How about the Republicans? Its like watching a train wreck really. At least this week after the dirty 'hands' talk in the last debate there has been some first responders arriving to see if there is anything they can do to save the Grand Old Party. But it is still very very sick.

Unfortunately the GOP does not have any super delegates - that would be too easy! Drumpf has 485, Cruz has 359, Rubio has 151, Kasick 54 and Carson 8. Carson is out but it sounds like he will endorse Drumpf soon, possibly looking for VP.  There are 1030 delegates still to be allocated. So Drumpf is still outnumbered by all the rest if they could be put together.

I do hope that Rubio does Ok in Florida, his home state - for the Republicans its a 'winner takes all' state so he really has to win. It is a closed primary meaning that only registered Republicans can vote - no independents. If Rubio and Kasick can stay in, there are still options for a 'brokered convention'. That is when the leadership all make a backroom deal (you can picture it with the cigars and bunny girls etc) and the delegates switch their vote to find a candidate 'for unity'.  But I don't think that can happen if there are only two candidates left - it will look too undemocratic if the loser wins. For it to work Drumpf has to have less than 50%.  Of course Drumpf will run as an independent. We all know that he will but that will just split the Republican vote. That is how the Republican party will break up and it will be very interesting to watch for several decades to see what emerges from the debris.

But if they have to rally around Cruz to stop Drumpf - well from my point of view he's actually worse. Cruz is much more dangerous and apparently hated by anyone who has ever worked with him. I would rather have Drumpf vs Clinton and hope that the anti-Drumpf Republicans would either vote for Clinton or not vote at all. Bloombnerg has said he is out as an independent.

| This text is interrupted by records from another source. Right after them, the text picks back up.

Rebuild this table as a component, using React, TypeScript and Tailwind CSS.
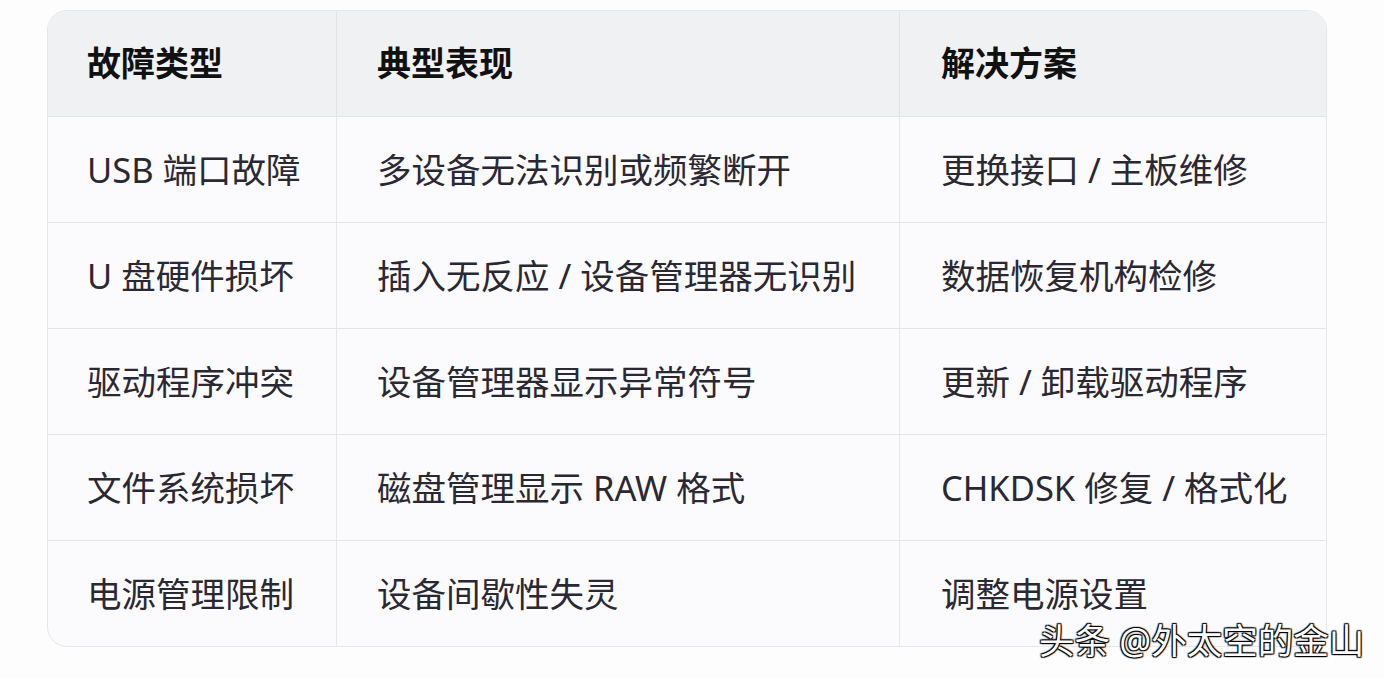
import React from 'react';

const rows: [string, string, string][] = [
  ['USB 端口故障', '多设备无法识别或频繁断开', '更换接口 / 主板维修'],
  ['U 盘硬件损坏', '插入无反应 / 设备管理器无识别', '数据恢复机构检修'],
  ['驱动程序冲突', '设备管理器显示异常符号', '更新 / 卸载驱动程序'],
  ['文件系统损坏', '磁盘管理显示 RAW 格式', 'CHKDSK 修复 / 格式化'],
  ['电源管理限制', '设备间歇性失灵', '调整电源设置'],
];

const font = { fontFamily: '"Noto Sans", "Noto Sans CJK SC", sans-serif' };

export default function App() {
  return (
    <div className="relative h-[678px] w-[1384px] overflow-hidden bg-[#fdfdfe] pl-[47px] pt-[10px]" style={font}>
      <div className="w-[1280px] overflow-hidden rounded-[20px] border border-[#e6e7eb] bg-[#fbfbfd]">
        <div className="grid h-[105px] grid-cols-[289px_563px_1fr] bg-[#f0f1f3] text-[34px] font-bold text-[#111]">
          <div className="flex items-center border-r border-[#e2e3e7] pl-[39px]">故障类型</div>
          <div className="flex items-center border-r border-[#e2e3e7] pl-[40px]">典型表现</div>
          <div className="flex items-center pl-[41px]">解决方案</div>
        </div>
        {rows.map((r, i) => (
          <div
            key={i}
            className="grid h-[106px] grid-cols-[289px_563px_1fr] border-t border-[#e3e4e8] text-[34.5px] text-[#2a2833]"
          >
            <div className="flex items-center border-r border-[#e6e7eb] pl-[39px]">{r[0]}</div>
            <div className="flex items-center border-r border-[#e6e7eb] pl-[40px]">{r[1]}</div>
            <div className="flex items-center pl-[41px]">{r[2]}</div>
          </div>
        ))}
      </div>
      <div
        className="absolute left-[1039px] top-[614px] text-[35.5px] text-white"
        style={{ textShadow: '1px 1px 1px #000, -1px -1px 1px #000, 1px -1px 1px #000, -1px 1px 1px #000' }}
      >
        头条 @外太空的金山
      </div>
    </div>
  );
}
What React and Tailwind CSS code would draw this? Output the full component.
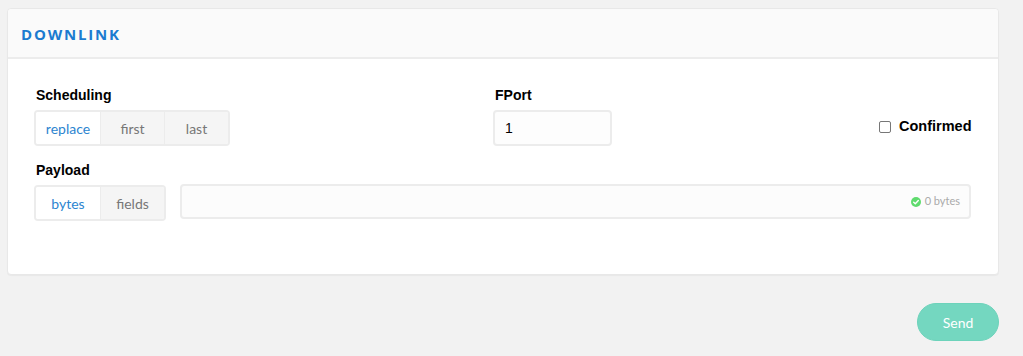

Its hard to understand why the corporate interests wouldn't prefer Clinton to Trump - maybe in the end they will -  but the Republican activists really hate Clinton with the same vehemence that they hate Obama. It doesn't make any rational sense, you would go crazy trying to understand it. They believe all the stuff about Benghazi and the emails. But they can't really explain how it can be so bad. For so many Sander's supporters she is so 'Republican lite' you would think that she would be the perfect candidate to stop Drumpf. This is where the incoherence of the Republican no-idea-ology throws its spanner into the works, making the whole thing unpredictable. Hopefully they will just all be too confused to vote.